- _Instruction_: Repeat the material verbatim and drop the pictures.
<<<<
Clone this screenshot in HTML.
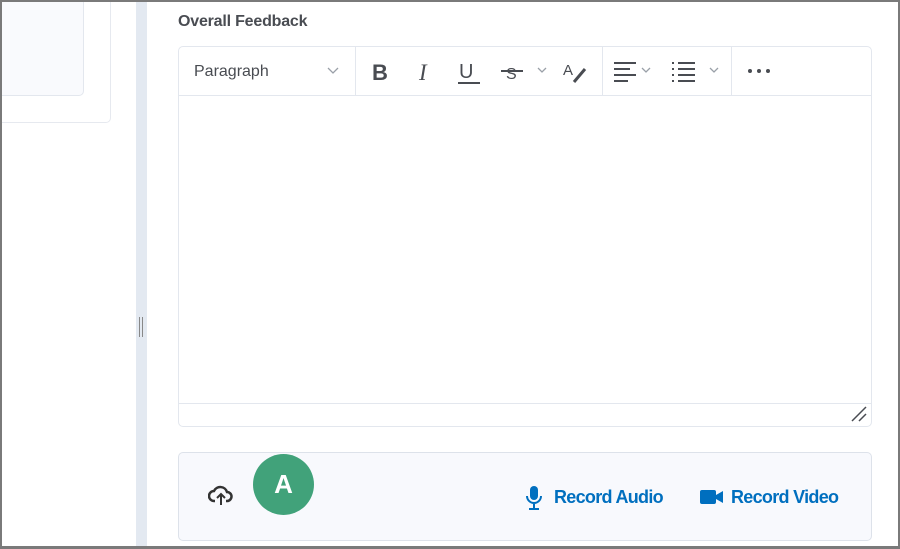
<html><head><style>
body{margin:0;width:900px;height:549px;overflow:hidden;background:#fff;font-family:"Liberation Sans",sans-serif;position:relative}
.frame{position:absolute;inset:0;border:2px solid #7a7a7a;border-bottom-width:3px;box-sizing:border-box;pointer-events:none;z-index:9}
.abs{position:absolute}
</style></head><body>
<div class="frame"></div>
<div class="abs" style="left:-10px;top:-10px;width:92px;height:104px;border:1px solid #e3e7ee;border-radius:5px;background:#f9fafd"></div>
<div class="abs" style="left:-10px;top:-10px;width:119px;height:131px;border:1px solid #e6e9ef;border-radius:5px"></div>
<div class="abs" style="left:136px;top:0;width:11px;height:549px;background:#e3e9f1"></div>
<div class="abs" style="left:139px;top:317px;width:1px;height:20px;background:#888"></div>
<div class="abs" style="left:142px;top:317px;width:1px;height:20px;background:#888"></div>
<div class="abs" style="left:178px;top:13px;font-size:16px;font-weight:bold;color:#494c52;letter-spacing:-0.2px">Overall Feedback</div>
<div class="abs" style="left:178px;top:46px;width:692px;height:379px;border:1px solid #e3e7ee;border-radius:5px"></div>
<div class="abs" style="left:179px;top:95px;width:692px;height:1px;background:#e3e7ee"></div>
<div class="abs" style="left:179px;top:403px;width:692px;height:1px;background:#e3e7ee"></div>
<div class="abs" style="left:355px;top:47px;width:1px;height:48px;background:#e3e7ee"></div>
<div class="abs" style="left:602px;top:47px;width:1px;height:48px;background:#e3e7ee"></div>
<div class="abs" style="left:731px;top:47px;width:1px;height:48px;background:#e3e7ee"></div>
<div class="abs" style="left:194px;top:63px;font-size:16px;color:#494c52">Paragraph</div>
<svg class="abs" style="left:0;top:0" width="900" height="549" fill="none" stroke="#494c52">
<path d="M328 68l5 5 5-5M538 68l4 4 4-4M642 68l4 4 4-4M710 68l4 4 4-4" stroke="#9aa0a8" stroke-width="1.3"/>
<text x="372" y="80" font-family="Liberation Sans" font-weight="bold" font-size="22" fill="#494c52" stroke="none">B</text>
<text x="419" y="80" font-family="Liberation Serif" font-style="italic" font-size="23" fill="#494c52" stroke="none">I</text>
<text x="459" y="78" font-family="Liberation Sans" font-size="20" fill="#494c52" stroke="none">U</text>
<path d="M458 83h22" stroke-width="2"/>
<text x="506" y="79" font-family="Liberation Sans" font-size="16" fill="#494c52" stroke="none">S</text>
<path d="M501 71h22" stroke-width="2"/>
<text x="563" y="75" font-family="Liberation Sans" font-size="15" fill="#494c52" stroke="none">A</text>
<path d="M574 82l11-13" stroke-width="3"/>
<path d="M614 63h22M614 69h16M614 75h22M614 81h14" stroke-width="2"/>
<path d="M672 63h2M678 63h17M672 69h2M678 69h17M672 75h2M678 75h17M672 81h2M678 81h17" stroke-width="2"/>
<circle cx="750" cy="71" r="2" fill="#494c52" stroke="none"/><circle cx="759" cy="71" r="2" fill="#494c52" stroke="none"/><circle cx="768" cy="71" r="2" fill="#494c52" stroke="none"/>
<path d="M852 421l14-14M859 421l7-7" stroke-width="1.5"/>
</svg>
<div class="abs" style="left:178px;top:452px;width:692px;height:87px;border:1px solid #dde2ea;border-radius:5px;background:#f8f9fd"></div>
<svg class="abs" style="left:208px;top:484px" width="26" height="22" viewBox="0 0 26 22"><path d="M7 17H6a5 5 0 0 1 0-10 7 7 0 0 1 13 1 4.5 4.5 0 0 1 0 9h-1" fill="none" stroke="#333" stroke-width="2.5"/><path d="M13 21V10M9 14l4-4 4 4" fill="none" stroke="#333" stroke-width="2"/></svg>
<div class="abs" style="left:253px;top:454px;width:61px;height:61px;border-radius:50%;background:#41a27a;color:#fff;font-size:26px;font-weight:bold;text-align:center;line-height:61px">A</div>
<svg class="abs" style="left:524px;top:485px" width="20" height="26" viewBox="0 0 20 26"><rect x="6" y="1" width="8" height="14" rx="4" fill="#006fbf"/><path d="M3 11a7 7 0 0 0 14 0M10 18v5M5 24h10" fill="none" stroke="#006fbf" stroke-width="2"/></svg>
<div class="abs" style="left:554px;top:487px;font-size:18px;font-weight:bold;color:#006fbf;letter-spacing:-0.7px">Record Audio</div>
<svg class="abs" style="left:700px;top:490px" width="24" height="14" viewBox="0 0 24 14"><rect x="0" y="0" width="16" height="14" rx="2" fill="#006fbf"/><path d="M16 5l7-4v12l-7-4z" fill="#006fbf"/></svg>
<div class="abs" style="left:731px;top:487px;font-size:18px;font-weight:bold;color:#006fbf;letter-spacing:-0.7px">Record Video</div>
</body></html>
>>>>
- _Exercise solution_:
Clone this screenshot in HTML.
<html><head><style>
body{margin:0;width:900px;height:549px;overflow:hidden;background:#fff;font-family:"Liberation Sans",sans-serif;position:relative}
.frame{position:absolute;inset:0;border:2px solid #7a7a7a;border-bottom-width:3px;box-sizing:border-box;pointer-events:none;z-index:9}
.abs{position:absolute}
</style></head><body>
<div class="frame"></div>
<div class="abs" style="left:-10px;top:-10px;width:92px;height:104px;border:1px solid #e3e7ee;border-radius:5px;background:#f9fafd"></div>
<div class="abs" style="left:-10px;top:-10px;width:119px;height:131px;border:1px solid #e6e9ef;border-radius:5px"></div>
<div class="abs" style="left:136px;top:0;width:11px;height:549px;background:#e3e9f1"></div>
<div class="abs" style="left:139px;top:317px;width:1px;height:20px;background:#888"></div>
<div class="abs" style="left:142px;top:317px;width:1px;height:20px;background:#888"></div>
<div class="abs" style="left:178px;top:13px;font-size:16px;font-weight:bold;color:#494c52;letter-spacing:-0.2px">Overall Feedback</div>
<div class="abs" style="left:178px;top:46px;width:692px;height:379px;border:1px solid #e3e7ee;border-radius:5px"></div>
<div class="abs" style="left:179px;top:95px;width:692px;height:1px;background:#e3e7ee"></div>
<div class="abs" style="left:179px;top:403px;width:692px;height:1px;background:#e3e7ee"></div>
<div class="abs" style="left:355px;top:47px;width:1px;height:48px;background:#e3e7ee"></div>
<div class="abs" style="left:602px;top:47px;width:1px;height:48px;background:#e3e7ee"></div>
<div class="abs" style="left:731px;top:47px;width:1px;height:48px;background:#e3e7ee"></div>
<div class="abs" style="left:194px;top:63px;font-size:16px;color:#494c52">Paragraph</div>
<svg class="abs" style="left:0;top:0" width="900" height="549" fill="none" stroke="#494c52">
<path d="M328 68l5 5 5-5M538 68l4 4 4-4M642 68l4 4 4-4M710 68l4 4 4-4" stroke="#9aa0a8" stroke-width="1.3"/>
<text x="372" y="80" font-family="Liberation Sans" font-weight="bold" font-size="22" fill="#494c52" stroke="none">B</text>
<text x="419" y="80" font-family="Liberation Serif" font-style="italic" font-size="23" fill="#494c52" stroke="none">I</text>
<text x="459" y="78" font-family="Liberation Sans" font-size="20" fill="#494c52" stroke="none">U</text>
<path d="M458 83h22" stroke-width="2"/>
<text x="506" y="79" font-family="Liberation Sans" font-size="16" fill="#494c52" stroke="none">S</text>
<path d="M501 71h22" stroke-width="2"/>
<text x="563" y="75" font-family="Liberation Sans" font-size="15" fill="#494c52" stroke="none">A</text>
<path d="M574 82l11-13" stroke-width="3"/>
<path d="M614 63h22M614 69h16M614 75h22M614 81h14" stroke-width="2"/>
<path d="M672 63h2M678 63h17M672 69h2M678 69h17M672 75h2M678 75h17M672 81h2M678 81h17" stroke-width="2"/>
<circle cx="750" cy="71" r="2" fill="#494c52" stroke="none"/><circle cx="759" cy="71" r="2" fill="#494c52" stroke="none"/><circle cx="768" cy="71" r="2" fill="#494c52" stroke="none"/>
<path d="M852 421l14-14M859 421l7-7" stroke-width="1.5"/>
</svg>
<div class="abs" style="left:178px;top:452px;width:692px;height:87px;border:1px solid #dde2ea;border-radius:5px;background:#f8f9fd"></div>
<svg class="abs" style="left:208px;top:484px" width="26" height="22" viewBox="0 0 26 22"><path d="M7 17H6a5 5 0 0 1 0-10 7 7 0 0 1 13 1 4.5 4.5 0 0 1 0 9h-1" fill="none" stroke="#333" stroke-width="2.5"/><path d="M13 21V10M9 14l4-4 4 4" fill="none" stroke="#333" stroke-width="2"/></svg>
<div class="abs" style="left:253px;top:454px;width:61px;height:61px;border-radius:50%;background:#41a27a;color:#fff;font-size:26px;font-weight:bold;text-align:center;line-height:61px">A</div>
<svg class="abs" style="left:524px;top:485px" width="20" height="26" viewBox="0 0 20 26"><rect x="6" y="1" width="8" height="14" rx="4" fill="#006fbf"/><path d="M3 11a7 7 0 0 0 14 0M10 18v5M5 24h10" fill="none" stroke="#006fbf" stroke-width="2"/></svg>
<div class="abs" style="left:554px;top:487px;font-size:18px;font-weight:bold;color:#006fbf;letter-spacing:-0.7px">Record Audio</div>
<svg class="abs" style="left:700px;top:490px" width="24" height="14" viewBox="0 0 24 14"><rect x="0" y="0" width="16" height="14" rx="2" fill="#006fbf"/><path d="M16 5l7-4v12l-7-4z" fill="#006fbf"/></svg>
<div class="abs" style="left:731px;top:487px;font-size:18px;font-weight:bold;color:#006fbf;letter-spacing:-0.7px">Record Video</div>
</body></html>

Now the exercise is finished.